# Work required
Count every line below that contains "index", then state the total with no other output.

# Record extracts
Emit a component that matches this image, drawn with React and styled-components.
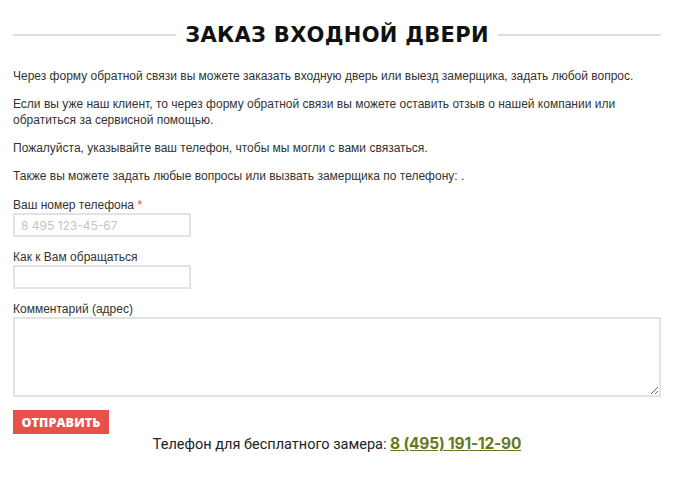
import React from "react";
import styled, { createGlobalStyle } from "styled-components";

const GlobalStyle = createGlobalStyle`
  html, body { margin: 0; padding: 0; background: #fff; }
  body { font-family: "Liberation Sans", Arial, sans-serif; color: #333; }
  * { box-sizing: border-box; }
`;

const Page = styled.div`
  width: 648px;
  margin-left: 13px;
  padding-top: 22px;
`;

const TitleRow = styled.div`
  display: flex;
  align-items: center;
  gap: 9px;
  height: 26px;
  margin-bottom: 20px;
`;

const Rule = styled.span`
  flex: 1;
  height: 2px;
  background: #dedede;
`;

const Title = styled.h2`
  margin: 0;
  font-family: "DejaVu Sans", sans-serif;
  font-weight: 700;
  font-size: 21px;
  line-height: 26px;
  color: #111;
  letter-spacing: 0.3px;
`;

const Para = styled.p`
  margin: 0 0 12px;
  font-size: 12px;
  line-height: 16px;
  color: #333;
`;

const Field = styled.div`
  display: flex;
  flex-direction: column;
  margin-top: ${(p) => p.$top}px;
`;

const Label = styled.label`
  font-size: 12px;
  line-height: 15px;
  color: #333;
`;

const Required = styled.span`
  color: #e04a3f;
`;

const Input = styled.input`
  width: 178px;
  height: 24px;
  border: 2px solid #e3e3e3;
  padding: 0 6px;
  font-family: "Inter", "Liberation Sans", sans-serif;
  font-size: 12px;
  color: #333;
  outline: none;
  &::placeholder { color: #c4c4c4; }
`;

const TextArea = styled.textarea`
  width: 648px;
  height: 80px;
  border: 2px solid #e3e3e3;
  font-family: "Liberation Sans", sans-serif;
  font-size: 12px;
  outline: none;
  resize: both;
`;

const Submit = styled.button`
  align-self: flex-start;
  margin-top: 13px;
  height: 24px;
  width: 96px;
  border: none;
  background: #e8514a;
  color: #fff;
  font-family: "Open Sans", "Liberation Sans", sans-serif;
  font-weight: 800;
  font-size: 12.5px;
  letter-spacing: 0.1px;
  padding: 0;
  cursor: pointer;
`;

const Form = styled.form`
  display: flex;
  flex-direction: column;
`;

const PhoneLine = styled.div`
  text-align: center;
  font-family: "Roboto", "Liberation Sans", sans-serif;
  font-size: 14.5px;
  line-height: 20px;
  color: #222;
`;

const PhoneLink = styled.a`
  font-family: "Inter", "Liberation Sans", sans-serif;
  font-weight: 700;
  font-size: 15.5px;
  color: #66781d;
  text-decoration: underline;
  letter-spacing: -0.2px;
`;

export default function App() {
  return (
    <>
      <GlobalStyle />
      <Page>
        <TitleRow>
          <Rule />
          <Title>ЗАКАЗ ВХОДНОЙ ДВЕРИ</Title>
          <Rule />
        </TitleRow>
        <Para>
          Через форму обратной связи вы можете заказать входную дверь или выезд замерщика, задать любой вопрос.
        </Para>
        <Para>
          Если вы уже наш клиент, то через форму обратной связи вы можете оставить отзыв о нашей компании или
          обратиться за сервисной помощью.
        </Para>
        <Para>Пожалуйста, указывайте ваш телефон, чтобы мы могли с вами связаться.</Para>
        <Para>Также вы можете задать любые вопросы или вызвать замерщика по телефону: .</Para>
        <Form onSubmit={(e) => e.preventDefault()}>
          <Field $top={2}>
            <Label>
              Ваш номер телефона <Required>*</Required>
            </Label>
            <Input placeholder="8 495 123-45-67" />
          </Field>
          <Field $top={13}>
            <Label>Как к Вам обращаться</Label>
            <Input />
          </Field>
          <Field $top={13}>
            <Label>Комментарий (адрес)</Label>
            <TextArea />
          </Field>
          <Submit type="submit">ОТПРАВИТЬ</Submit>
        </Form>
        <PhoneLine>
          Телефон для бесплатного замера: <PhoneLink href="#">8 (495) 191-12-90</PhoneLink>
        </PhoneLine>
      </Page>
    </>
  );
}
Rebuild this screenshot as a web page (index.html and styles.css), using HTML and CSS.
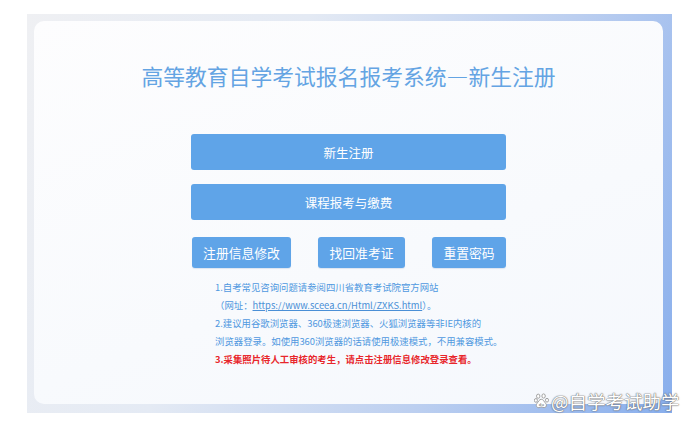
FILE: index.html
```html
<!DOCTYPE html>
<html lang="zh-CN">
<head>
<meta charset="utf-8">
<title>高等教育自学考试报名报考系统—新生注册</title>
<link rel="stylesheet" href="styles.css">
</head>
<body>
<div class="frame">
  <div class="card">
    <h1 class="title">高等教育自学考试报名报考系统—新生注册</h1>
    <div class="actions">
      <a class="btn btn-wide">新生注册</a>
      <a class="btn btn-wide">课程报考与缴费</a>
      <div class="btn-row">
        <a class="btn btn-small btn-a">注册信息修改</a>
        <a class="btn btn-small btn-b">找回准考证</a>
        <a class="btn btn-small btn-c">重置密码</a>
      </div>
      <div class="notes">
        <p>1.自考常见咨询问题请参阅四川省教育考试院官方网站</p>
        <p>（网址：<span class="link">https://www.sceea.cn/Html/ZXKS.html</span>）。</p>
        <p>2.建议用谷歌浏览器、360极速浏览器、火狐浏览器等非IE内核的</p>
        <p>浏览器登录。如使用360浏览器的话请使用极速模式，不用兼容模式。</p>
        <p class="warn">3.采集照片待人工审核的考生，请点击注册信息修改登录查看。</p>
      </div>
    </div>
  </div>
</div>
<div class="watermark">
  <svg class="paw" viewBox="0 0 16 16" width="16" height="16">
    <g fill="#ffffff" stroke="#9a9a9a" stroke-width="0.9">
      <ellipse cx="4.2" cy="3.2" rx="1.7" ry="2.1"/>
      <ellipse cx="9.6" cy="3" rx="1.7" ry="2.1"/>
      <ellipse cx="1.9" cy="7.4" rx="1.5" ry="1.9"/>
      <ellipse cx="13" cy="7.2" rx="1.5" ry="1.9"/>
      <path d="M7.3 6.3 C5.2 6.3 4.4 8.8 3 10.4 C1.6 12 2.4 14.8 4.8 14.6 C6 14.5 6.5 14 7.4 14 C8.4 14 9 14.6 10.2 14.6 C12.6 14.6 13.1 11.8 11.6 10.3 C10.2 8.8 9.4 6.3 7.3 6.3 Z"/>
    </g>
    <text x="7.4" y="13.3" text-anchor="middle" font-size="4.2" font-family="Liberation Sans, sans-serif" font-weight="bold" fill="#8a8a8a">du</text>
  </svg>
  <span class="wm-text">@自学考试助学</span>
</div>
</body>
</html>
```

FILE: styles.css
```css
html, body {
  margin: 0;
  padding: 0;
  background: #ffffff;
}

body {
  width: 695px;
  height: 426px;
  overflow: hidden;
  position: relative;
  font-family: "Noto Sans CJK SC", "Noto Sans", sans-serif;
}

.frame {
  margin: 14px 0 0 27px;
  width: 645px;
  height: 399px;
  box-sizing: border-box;
  padding: 7px 9px 9px 7px;
  background: linear-gradient(112deg, #eff0f3 0%, #e4eaf4 35%, #bccff0 68%, #88aeec 100%);
}

.card {
  height: 100%;
  box-sizing: border-box;
  border-radius: 10px;
  background: linear-gradient(160deg, #fdfdfe 0%, #f8fafd 60%, #f5f8fd 100%);
  padding-top: 42px;
  display: flex;
  flex-direction: column;
  align-items: center;
}

.title {
  margin: 0;
  font-weight: normal;
  font-size: 21.8px;
  line-height: 26px;
  color: #64a4e3;
  letter-spacing: 0;
}

.actions {
  margin-top: 45px;
  width: 315px;
  display: flex;
  flex-direction: column;
}

.btn {
  display: flex;
  align-items: center;
  justify-content: center;
  background: #5fa4e8;
  color: #ffffff;
  border-radius: 3px;
  font-size: 12.5px;
  text-decoration: none;
}

.btn-wide {
  height: 36px;
}

.btn-wide + .btn-wide {
  margin-top: 14px;
}

.btn-row {
  margin-top: 17px;
  display: flex;
  justify-content: space-between;
  padding-left: 1px;
}

.btn-small {
  height: 31px;
  font-size: 12.8px;
  box-shadow: 0 1px 1px rgba(60, 110, 170, 0.15);
}

.btn-a { width: 99px; }
.btn-b { width: 87px; }
.btn-c { width: 74px; }

.notes {
  margin: 10px 0 0 24px;
  width: 320px;
  color: #4f98e0;
  font-size: 9.4px;
  line-height: 18px;
}

.notes p {
  margin: 0;
  white-space: nowrap;
}

.link {
  text-decoration: underline;
  color: #4a8fd6;
}

.warn {
  color: #e8262b;
  font-weight: bold;
}

.watermark {
  position: absolute;
  left: 534px;
  top: 389px;
  display: flex;
  align-items: center;
  gap: 1px;
}

.paw {
  display: block;
}

.wm-text {
  font-size: 18.5px;
  line-height: 24px;
  color: #ffffff;
  text-shadow: 0 0 1px #6f6f6f, 0 0 1px #6f6f6f, 0 0 2px rgba(0, 0, 0, 0.35);
}
```
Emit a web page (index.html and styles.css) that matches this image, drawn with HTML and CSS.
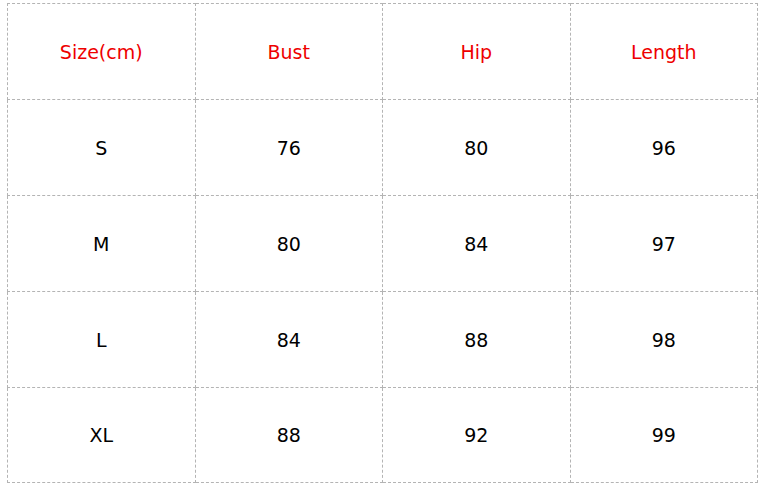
FILE: index.html
```html
<!DOCTYPE html>
<html>
<head>
<meta charset="utf-8">
<link rel="stylesheet" href="styles.css">
</head>
<body>
<table class="size-table">
  <tr class="head">
    <td>Size(cm)</td><td>Bust</td><td>Hip</td><td>Length</td>
  </tr>
  <tr><td>S</td><td>76</td><td>80</td><td>96</td></tr>
  <tr><td>M</td><td>80</td><td>84</td><td>97</td></tr>
  <tr><td>L</td><td>84</td><td>88</td><td>98</td></tr>
  <tr><td>XL</td><td>88</td><td>92</td><td>99</td></tr>
</table>
</body>
</html>
```
FILE: styles.css
```css
html, body {
  margin: 0;
  background: #fff;
}
body {
  padding: 3px 7px;
  font-family: Verdana, "DejaVu Sans", sans-serif;
}
.size-table {
  border-collapse: collapse;
  width: 751px;
  table-layout: fixed;
}
.size-table td {
  border: 1px dashed #b4b4b4;
  height: 95px;
  padding: 0;
  text-align: center;
  vertical-align: middle;
  font-size: 19px;
  color: #000;
}
.size-table tr.head td {
  color: #ee0000;
}
.size-table tr:last-child td {
  height: 94px;
}
```
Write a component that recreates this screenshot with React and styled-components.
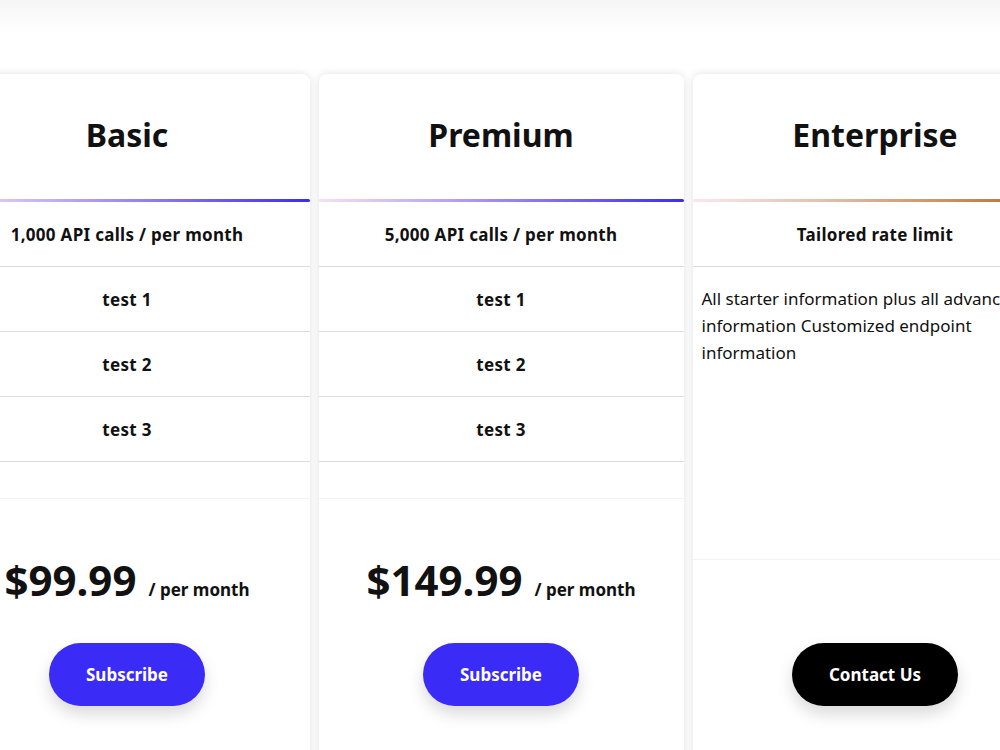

# Final result
4